The Court stated that Rule 135(4) empowers the DGCA to issue directions to airlines if it is satisfied that the airlines have charged excessive or predatory airfares. Thus, the Court noted that there was already a legal regime in place to ensure that airfares are affordable, and in case of any violation, the DGCA could take action against the said airline.
The Court also analysed that the petitioners did not substantiate their grievance with respect to incidents of spiked airfares with any corroborative documents and had placed reliance upon newspaper articles.
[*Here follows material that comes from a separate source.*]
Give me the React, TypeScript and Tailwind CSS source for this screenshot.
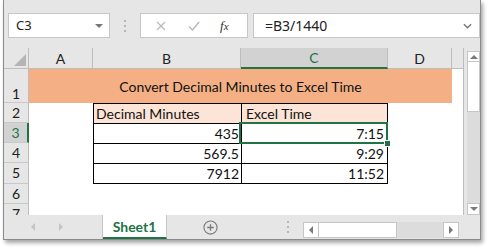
import React from 'react';

const GREEN = '#217346';

const cols = [
  { key: 'A', w: 'w-[64px]' },
  { key: 'B', w: 'w-[148px]' },
  { key: 'C', w: 'w-[147px]' },
  { key: 'D', w: 'w-[64px]' },
];

const data = [
  { row: 3, min: '435', time: '7:15' },
  { row: 4, min: '569.5', time: '9:29' },
  { row: 5, min: '7912', time: '11:52' },
];

const RowHead: React.FC<{ n: number; h: string; active?: boolean; bottom?: boolean }> = ({
  n,
  h,
  active,
  bottom,
}) => (
  <div
    className={`w-[25px] shrink-0 ${h} flex justify-center border-b border-[#c8c8c8] ${
      bottom ? 'items-end pb-[1px]' : 'items-center'
    } ${active ? 'bg-[#d2d2d2] text-[#217346] border-r-2 border-r-[#217346]' : 'bg-[#e6e6e6] border-r border-r-[#bdbdbd] text-[#222]'}`}
  >
    <span className="text-[14px] leading-none">{n}</span>
  </div>
);

const Tri: React.FC<{ dir: 'up' | 'down' | 'left' | 'right'; color?: string }> = ({ dir, color = '#7a7a7a' }) => {
  const pts = {
    up: '0,5 4,1 8,5',
    down: '0,1 4,5 8,1',
    left: '5,0 1,4 5,8',
    right: '1,0 5,4 1,8',
  }[dir];
  const vb = dir === 'up' || dir === 'down' ? '0 0 8 6' : '0 0 6 8';
  const size = dir === 'up' || dir === 'down' ? 'w-[8px] h-[6px]' : 'w-[6px] h-[8px]';
  return (
    <svg viewBox={vb} className={size}>
      <polygon points={pts} fill={color} />
    </svg>
  );
};

const Dots: React.FC = () => (
  <div className="flex flex-col gap-[3px]">
    <div className="w-[2px] h-[2px] bg-[#b5b5b5]" />
    <div className="w-[2px] h-[2px] bg-[#b5b5b5]" />
    <div className="w-[2px] h-[2px] bg-[#b5b5b5]" />
  </div>
);

export default function App() {
  return (
    <div className="w-[490px] h-[250px] bg-white" style={{ fontFamily: 'Lato, "Liberation Sans", sans-serif' }}>
      <div className="ml-[3px] w-[478px] h-[240px] flex flex-col bg-[#e6e6e6] border-x border-b border-[#8a8a8a] shadow-[2px_3px_4px_rgba(0,0,0,0.35)]">
        {/* Formula bar */}
        <div className="h-[48px] shrink-0 flex items-start pt-[13px] pl-[4px]">
          <div className="w-[102px] h-[25px] bg-white border border-[#c6c6c6] flex items-center justify-between pl-[7px] pr-[6px]">
            <span className="text-[13px] text-[#222]" style={{ fontFamily: '"Noto Sans", sans-serif' }}>
              C3
            </span>
            <Tri dir="down" color="#777" />
          </div>
          <div className="w-[30px] h-[25px] flex items-center justify-center">
            <Dots />
          </div>
          <div className="w-[108px] h-[25px] bg-white border border-[#c6c6c6] flex items-center">
            <svg viewBox="0 0 10 10" className="w-[10px] h-[10px] ml-[15px]">
              <path d="M1 1L9 9M9 1L1 9" stroke="#b8b8b8" strokeWidth="1.2" fill="none" />
            </svg>
            <svg viewBox="0 0 12 10" className="w-[12px] h-[10px] ml-[22px]">
              <path d="M1 5.5L4.5 9L11 1" stroke="#b8b8b8" strokeWidth="1.4" fill="none" />
            </svg>
            <span
              className="ml-[20px] text-[13px] italic text-[#333]"
              style={{ fontFamily: '"Liberation Serif", serif' }}
            >
              <i>f</i>
              <span className="text-[11px]">x</span>
            </span>
          </div>
          <div className="w-[5px]" />
          <div className="w-[227px] h-[25px] bg-white border border-[#c6c6c6] flex items-center justify-between pl-[11px] pr-[7px]">
            <span className="text-[14px] text-[#222]" style={{ fontFamily: '"Noto Sans", sans-serif' }}>
              =B3/1440
            </span>
            <svg viewBox="0 0 10 6" className="w-[9px] h-[6px]">
              <path d="M1 1L5 5L9 1" stroke="#777" strokeWidth="1.6" fill="none" />
            </svg>
          </div>
        </div>

        {/* Sheet area */}
        <div className="h-[167px] shrink-0 flex">
          <div className="w-[460px] shrink-0 flex flex-col bg-white border-r border-[#bdbdbd] relative overflow-hidden">
            {/* Column headers */}
            <div className="h-[21px] shrink-0 flex bg-[#e6e6e6]">
              <div className="w-[25px] shrink-0 border-r border-b border-[#bdbdbd] flex items-end justify-end p-[2px]">
                <svg viewBox="0 0 12 12" className="w-[12px] h-[12px]">
                  <polygon points="12,0 12,12 0,12" fill="#b4b4b4" />
                </svg>
              </div>
              {cols.map((c) => (
                <div
                  key={c.key}
                  className={`${c.w} shrink-0 flex items-center justify-center border-r border-[#bdbdbd] text-[14px] ${
                    c.key === 'C'
                      ? 'bg-[#d2d2d2] text-[#217346] border-b-2 border-b-[#217346]'
                      : 'text-[#222] border-b border-b-[#bdbdbd]'
                  }`}
                >
                  {c.key}
                </div>
              ))}
              <div className="flex-1 border-b border-[#bdbdbd]" />
            </div>

            {/* Row 1 */}
            <div className="h-[34px] shrink-0 flex">
              <RowHead n={1} h="h-[34px]" bottom />
              <div className="w-[423px] shrink-0 bg-[#f4b084] flex items-center justify-center text-[14px] text-[#111]">
                Convert Decimal Minutes to Excel Time
              </div>
            </div>

            {/* Row 2 */}
            <div className="h-[20px] shrink-0 flex">
              <RowHead n={2} h="h-[20px]" />
              <div className="w-[64px] shrink-0" />
              <div className="w-[148px] shrink-0 border-t border-l border-black bg-[#fce4d6] flex items-center pl-[2px] text-[14px] text-[#111]">
                Decimal Minutes
              </div>
              <div className="w-[147px] shrink-0 border-t border-l border-r border-black bg-[#fce4d6] flex items-center pl-[4px] text-[14px] text-[#111]">
                Excel Time
              </div>
            </div>

            {/* Rows 3-5 */}
            {data.map((d, i) => (
              <div key={d.row} className={`${i === 2 ? 'h-[21px]' : 'h-[20px]'} shrink-0 flex`}>
                <RowHead n={d.row} h={i === 2 ? 'h-[21px]' : 'h-[20px]'} active={d.row === 3} />
                <div className="w-[64px] shrink-0" />
                <div
                  className={`w-[148px] shrink-0 border-t border-l border-black flex items-center justify-end pr-[2px] text-[14px] text-[#111] ${
                    i === 2 ? 'border-b' : ''
                  }`}
                >
                  {d.min}
                </div>
                <div
                  className={`w-[147px] shrink-0 border-t border-l border-r border-black flex items-center justify-end pr-[3px] text-[14px] text-[#111] ${
                    i === 2 ? 'border-b' : ''
                  }`}
                >
                  {d.time}
                </div>
              </div>
            ))}

            {/* Rows 6-7 */}
            <div className="h-[20px] shrink-0 flex">
              <RowHead n={6} h="h-[20px]" />
            </div>
            <div className="h-[20px] shrink-0 flex">
              <RowHead n={7} h="h-[20px]" />
            </div>

            {/* Selection C3 */}
            <div className="absolute left-[235px] top-[74px] w-[149px] h-[22px] border-2 border-[#217346] pointer-events-none" />
            <div className="absolute left-[380px] top-[92px] w-[5px] h-[5px] bg-[#217346] border border-white box-content" />
          </div>

          {/* Vertical scrollbar */}
          <div className="w-[3px] shrink-0" />
          <div className="w-[13px] shrink-0 flex flex-col pt-[3px]">
            <div className="h-[11px] bg-white border border-[#c6c6c6] flex items-center justify-center">
              <Tri dir="up" />
            </div>
            <div className="h-[50px] bg-white border-x border-b border-[#c6c6c6]" />
            <div className="flex-1 bg-[#dcdcdc]" />
            <div className="h-[12px] bg-white border border-[#c6c6c6] flex items-center justify-center">
              <Tri dir="down" />
            </div>
          </div>
        </div>

        {/* Sheet tabs */}
        <div className="flex-1 flex items-stretch">
          <div className="w-[99px] shrink-0 flex items-center border-r border-[#c6c6c6]">
            <div className="ml-[26px]">
              <Tri dir="left" color="#c4c4c4" />
            </div>
            <div className="ml-[22px]">
              <Tri dir="right" color="#c4c4c4" />
            </div>
          </div>
          <div
            className="w-[64px] shrink-0 bg-white border-r border-[#c6c6c6] border-b-2 border-b-[#217346] flex items-center justify-center text-[14px] font-bold text-[#217346]"
          >
            Sheet1
          </div>
          <div className="w-[60px] shrink-0 flex items-center justify-center">
            <svg viewBox="0 0 16 16" className="w-[15px] h-[15px] ml-[26px]">
              <circle cx="8" cy="8" r="7" stroke="#7a7a7a" strokeWidth="1.2" fill="none" />
              <path d="M8 4.5V11.5M4.5 8H11.5" stroke="#7a7a7a" strokeWidth="1.4" />
            </svg>
          </div>
          <div className="w-[76px] shrink-0 flex items-center justify-end pr-[14px]">
            <Dots />
          </div>
          <div className="flex items-start pt-[7px]">
            <div className="w-[16px] h-[16px] bg-white border border-[#c6c6c6] flex items-center justify-center">
              <Tri dir="left" />
            </div>
            <div className="w-[78px] h-[16px] bg-white border-y border-r border-[#c6c6c6]" />
            <div className="w-[46px] h-[16px] bg-[#dcdcdc]" />
            <div className="w-[16px] h-[16px] bg-white border border-[#c6c6c6] flex items-center justify-center">
              <Tri dir="right" />
            </div>
          </div>
        </div>
      </div>
    </div>
  );
}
Thus, the Court said that due to the absence of any evidence of over-charging and violation of the Aircraft Rules, 1937, there was no reason to believe that DGCA had failed in its duty to check the violation of the statutory rules.
Further, the Court stated that in an appropriate matter, upon proof of a high tariff charge, the aggrieved passenger would have a right to approach the appropriate forum for action against the erring airline. However, the Court also mentioned that it was not inclined to direct the respondent to fix and regulate the airfares of private airlines as a matter of norm.
While dismissing the PILs, the Court stated that the petitioners did not showcase any grounds for the Court to interfere in the policy change that took place in 1994 when a conscious shift was made from a regulated regime to deregulation when the legislature repealed the Air Corporations Act, 1953.
[Amit Sahni v. Union of India, 2024 SCC OnLine Del 3687, Decided on 15-05-2024]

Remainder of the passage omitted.